**WHAT THE EXERCISE ASKS:** Pick out each line with the word "React" from the material that follows.

**DATA BLOCK:**
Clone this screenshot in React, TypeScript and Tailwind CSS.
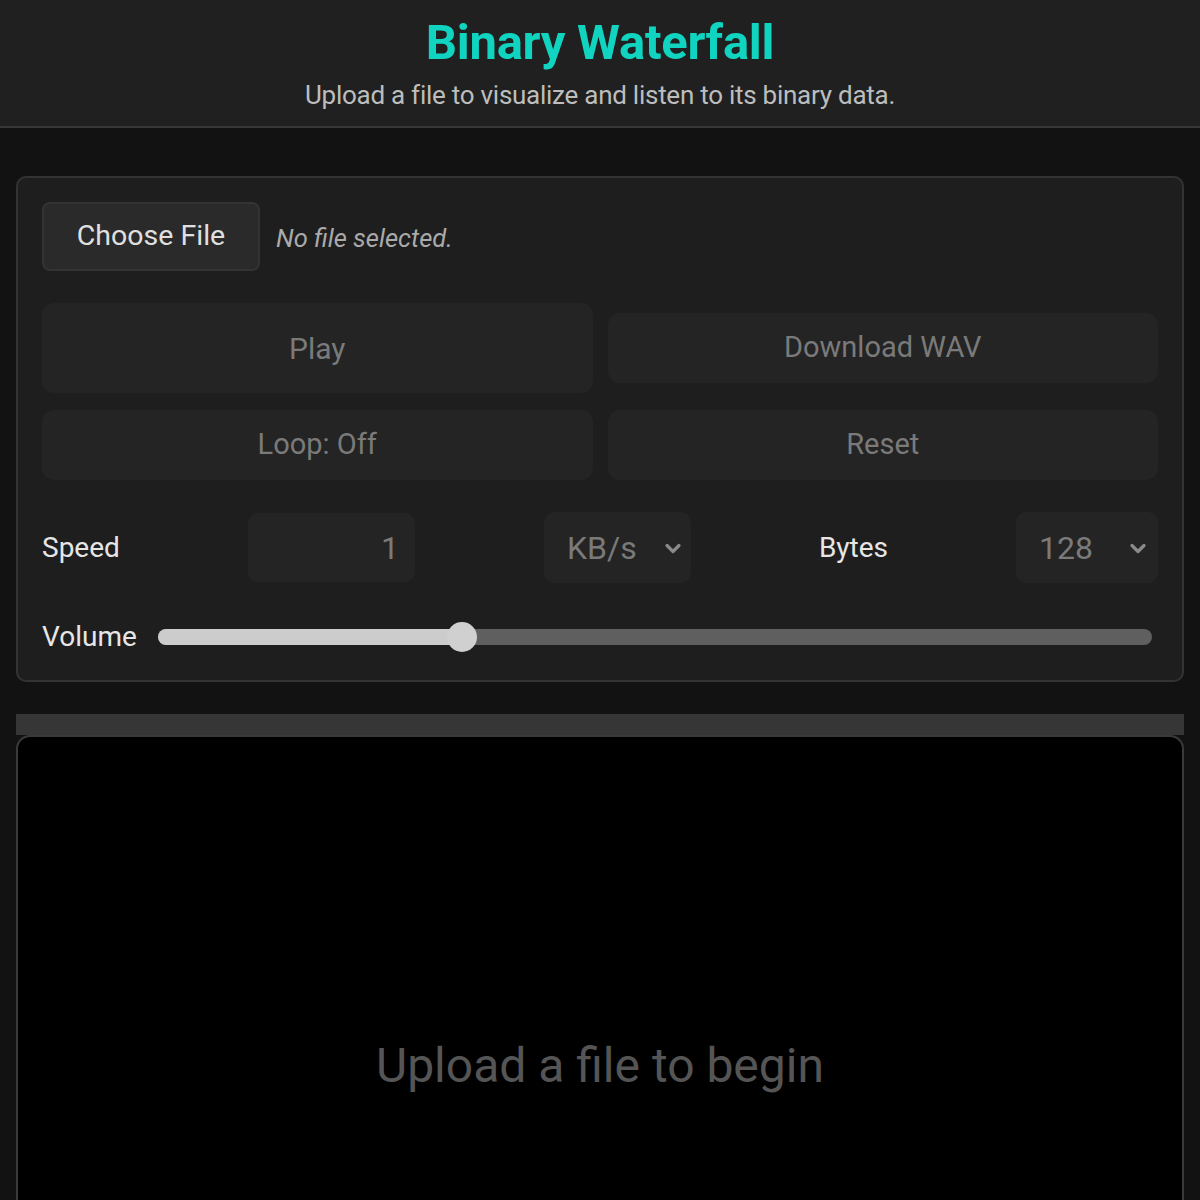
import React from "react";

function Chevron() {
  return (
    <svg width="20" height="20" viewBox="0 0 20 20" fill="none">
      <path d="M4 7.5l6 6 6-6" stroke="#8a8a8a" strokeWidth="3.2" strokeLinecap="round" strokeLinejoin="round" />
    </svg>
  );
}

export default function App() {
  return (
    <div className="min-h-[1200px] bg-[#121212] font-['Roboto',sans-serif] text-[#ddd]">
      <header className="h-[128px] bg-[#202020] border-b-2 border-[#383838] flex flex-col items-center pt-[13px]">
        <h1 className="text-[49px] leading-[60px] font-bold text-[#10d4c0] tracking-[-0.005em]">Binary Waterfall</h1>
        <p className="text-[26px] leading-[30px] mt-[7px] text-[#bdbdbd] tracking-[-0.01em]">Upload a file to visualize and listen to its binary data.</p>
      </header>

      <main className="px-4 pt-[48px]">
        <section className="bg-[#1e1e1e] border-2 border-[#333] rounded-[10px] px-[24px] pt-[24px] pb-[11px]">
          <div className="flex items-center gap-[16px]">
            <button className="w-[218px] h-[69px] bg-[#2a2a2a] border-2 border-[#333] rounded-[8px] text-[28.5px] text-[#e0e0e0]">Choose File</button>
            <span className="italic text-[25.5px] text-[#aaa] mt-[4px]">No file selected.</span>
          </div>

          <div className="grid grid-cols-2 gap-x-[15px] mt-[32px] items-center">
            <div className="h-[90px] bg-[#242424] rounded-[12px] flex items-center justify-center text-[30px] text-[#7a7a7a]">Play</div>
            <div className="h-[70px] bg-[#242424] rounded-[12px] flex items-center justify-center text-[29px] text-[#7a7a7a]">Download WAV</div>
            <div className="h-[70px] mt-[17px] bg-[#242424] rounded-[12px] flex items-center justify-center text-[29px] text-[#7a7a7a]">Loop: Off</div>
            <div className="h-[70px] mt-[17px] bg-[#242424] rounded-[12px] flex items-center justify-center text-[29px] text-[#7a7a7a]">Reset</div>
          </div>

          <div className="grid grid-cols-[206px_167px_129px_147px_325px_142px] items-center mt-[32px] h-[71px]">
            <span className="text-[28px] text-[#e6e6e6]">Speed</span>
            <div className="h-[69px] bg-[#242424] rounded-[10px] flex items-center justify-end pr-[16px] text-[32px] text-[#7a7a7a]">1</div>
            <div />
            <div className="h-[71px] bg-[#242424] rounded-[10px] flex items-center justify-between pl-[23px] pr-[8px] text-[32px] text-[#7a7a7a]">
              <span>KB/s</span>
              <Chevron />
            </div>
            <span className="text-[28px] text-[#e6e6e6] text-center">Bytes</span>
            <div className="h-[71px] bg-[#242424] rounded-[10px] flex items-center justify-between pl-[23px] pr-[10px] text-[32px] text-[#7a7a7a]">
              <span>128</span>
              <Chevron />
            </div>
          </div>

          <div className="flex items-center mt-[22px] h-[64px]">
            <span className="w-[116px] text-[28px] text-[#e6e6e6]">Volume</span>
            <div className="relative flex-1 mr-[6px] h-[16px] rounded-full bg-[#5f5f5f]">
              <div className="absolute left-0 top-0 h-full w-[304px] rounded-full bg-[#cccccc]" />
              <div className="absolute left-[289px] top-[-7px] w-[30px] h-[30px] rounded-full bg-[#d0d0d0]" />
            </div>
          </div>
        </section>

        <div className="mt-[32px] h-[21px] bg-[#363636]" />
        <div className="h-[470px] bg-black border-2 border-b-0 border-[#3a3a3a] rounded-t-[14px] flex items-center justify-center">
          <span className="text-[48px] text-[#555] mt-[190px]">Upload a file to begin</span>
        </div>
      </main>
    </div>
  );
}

**FINISHED TASK:**
Clone this screenshot in React, TypeScript and Tailwind CSS.
import React from "react";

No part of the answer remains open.